To solve the spatial problems of mapping, localization and navigation, the mammalian lineage has developed striking spatial representations. One important spatial representation is the Nobel-prize winning grid cells: neurons that represent self-location, a local and aperiodic quantity, with seemingly bizarre non-local and spatially periodic activity patterns of a few discrete periods. Why has the mammalian lineage learnt this peculiar grid representation? Mathematical analysis suggests that this multi-periodic representation has excellent properties as an algebraic code with high capacity and intrinsic error-correction, but to date, there is no satisfactory synthesis of core principles that lead to multi-modular grid cells in deep recurrent neural networks. In this work, we begin by identifying key insights from four families of approaches to answering the grid cell question: coding theory, dynamical systems, function optimization and supervised deep learning. We then leverage our insights to propose a new approach that combines the strengths of all four approaches. Our approach is a self-supervised learning (SSL) framework - including data, data augmentations, loss functions and a network architecture - motivated from a normative perspective, without access to supervised position information or engineering of particular readout representations as needed in previous approaches. We show that multiple grid cell modules can emerge in networks trained on our SSL framework and that the networks and emergent representations generalize well outside their training distribution. This work contains insights for neuroscientists interested in the origins of grid cells as well as machine learning researchers interested in novel SSL frameworks.

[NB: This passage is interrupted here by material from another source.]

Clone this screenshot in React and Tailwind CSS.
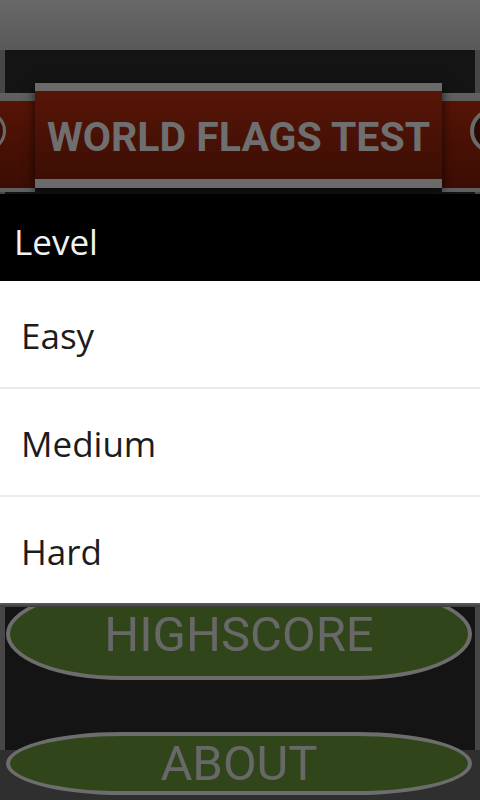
import React from "react";

const levels = ["Easy", "Medium", "Hard"];

function Pill({ label, className }) {
  return (
    <div
      className={
        "ml-[1px] w-[466px] shrink-0 rounded-[115px/50%] border-[4px] border-[#6d6d6d] bg-[#30461a] flex items-center justify-center " +
        className
      }
    >
      <span className="font-['Roboto',sans-serif] text-[49px] leading-none text-[#686868]">
        {label}
      </span>
    </div>
  );
}

function Banner() {
  return (
    <div className="relative -mx-[5px] mt-[33px] flex h-[109px] shrink-0 items-start">
      {/* side strips */}
      <div className="mt-[10px] h-[99px] w-[35px] border-t-[8px] border-b-[4px] border-[#5f5f5f] bg-gradient-to-b from-[#561406] to-[#3b0d04]" />
      <div className="relative z-10 flex h-[105px] w-[407px] items-center justify-center border-t-[8px] border-b-[9px] border-[#6a6a6a] bg-gradient-to-b from-[#571507] to-[#3d0e05] pt-[5px] shadow-[0_3px_10px_rgba(0,0,0,0.7)]">
        <span className="font-['Roboto',sans-serif] text-[41px] font-bold leading-none text-[#6f6f6f]">
          WORLD FLAGS TEST
        </span>
      </div>
      <div className="mt-[10px] h-[99px] flex-1 border-t-[8px] border-b-[4px] border-[#5f5f5f] bg-gradient-to-b from-[#561406] to-[#3b0d04]" />

      {/* cut-off medallions at the edges */}
      <div className="absolute left-[-34px] top-[28px] h-[40px] w-[40px] rounded-full border-[3px] border-[#6a6a6a] bg-[#3a0d05]" />
      <div className="absolute left-[470px] top-[26px] h-[44px] w-[44px] rounded-full border-[4px] border-[#6a6a6a] bg-[#2a0a04]" />
    </div>
  );
}

export default function App() {
  return (
    <div className="relative h-[800px] w-[480px] overflow-hidden bg-[#2f2f2f] font-['Open_Sans',sans-serif]">
      <div className="h-[50px] bg-gradient-to-b from-[#686868] to-[#595959]" />

      <div className="flex h-[700px] flex-col border-x-[5px] border-[#474747] bg-[#141414]">
        <Banner />
        <div className="h-[396px] shrink-0" />
        <Pill label="HIGHSCORE" className="h-[92px]" />
        <div className="h-[52px] shrink-0" />
        <Pill label="ABOUT" className="h-[63px]" />
      </div>

      {/* level picker dialog */}
      <div className="absolute left-0 top-[194px] w-full">
        <div className="flex h-[87px] items-center bg-black pl-[14px] pt-[8px]">
          <span className="text-[35px] leading-none text-[#f2f2f2]">Level</span>
        </div>
        <div className="bg-white">
          {levels.map((lvl, i) => (
            <div
              key={lvl}
              className={
                "flex items-center pl-[21px] pt-[3px] " +
                (i < levels.length - 1 ? "h-[108px] border-b-2 border-[#ebebeb]" : "h-[106px]")
              }
            >
              <span className="text-[35px] leading-none text-[#1c1c1c]">{lvl}</span>
            </div>
          ))}
        </div>
        <div className="h-[4px] bg-gradient-to-b from-[#5e5e5e] to-[#3a3a3a]" />
      </div>
    </div>
  );
}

翻译：为了解决映射、定位和导航的空间问题，哺乳动物演化出了显著的空间表示能力。其中一种重要的空间表示是获得诺贝尔奖的网格细胞：这些神经元以看似奇异、具有几个离散周期的非局部和空间周期性活动模式，表征自我位置这一局部且非周期性的量。哺乳动物为何会学习这种奇特的网格表示？数学分析表明，这种多周期表示作为一种具有高容量和内在纠错能力的代数编码具有优异特性，但迄今为止，尚无令人满意的核心原则综合能够解释深度递归神经网络中多模网格细胞的产生机制。在本工作中，我们首先从编码理论、动力系统、函数优化和监督式深度学习四类研究范式中提炼出关于网格细胞问题的关键洞见。随后借助这些洞见，提出一种融合四类方法优势的新方案。该方案是基于规范视角的自监督学习（SSL）框架——包含数据、数据增强、损失函数和网络架构——无需如先前方法那样依赖监督位置信息或特定读出表征的工程化设计。我们证明，基于该SSL框架训练的网络能够涌现出多个网格细胞模块，并且网络及其涌现的表征在训练分布之外仍具有良好泛化能力。本研究既为关注网格细胞起源的神经科学家提供洞见，也为研究新型SSL框架的机器学习研究者带来启示。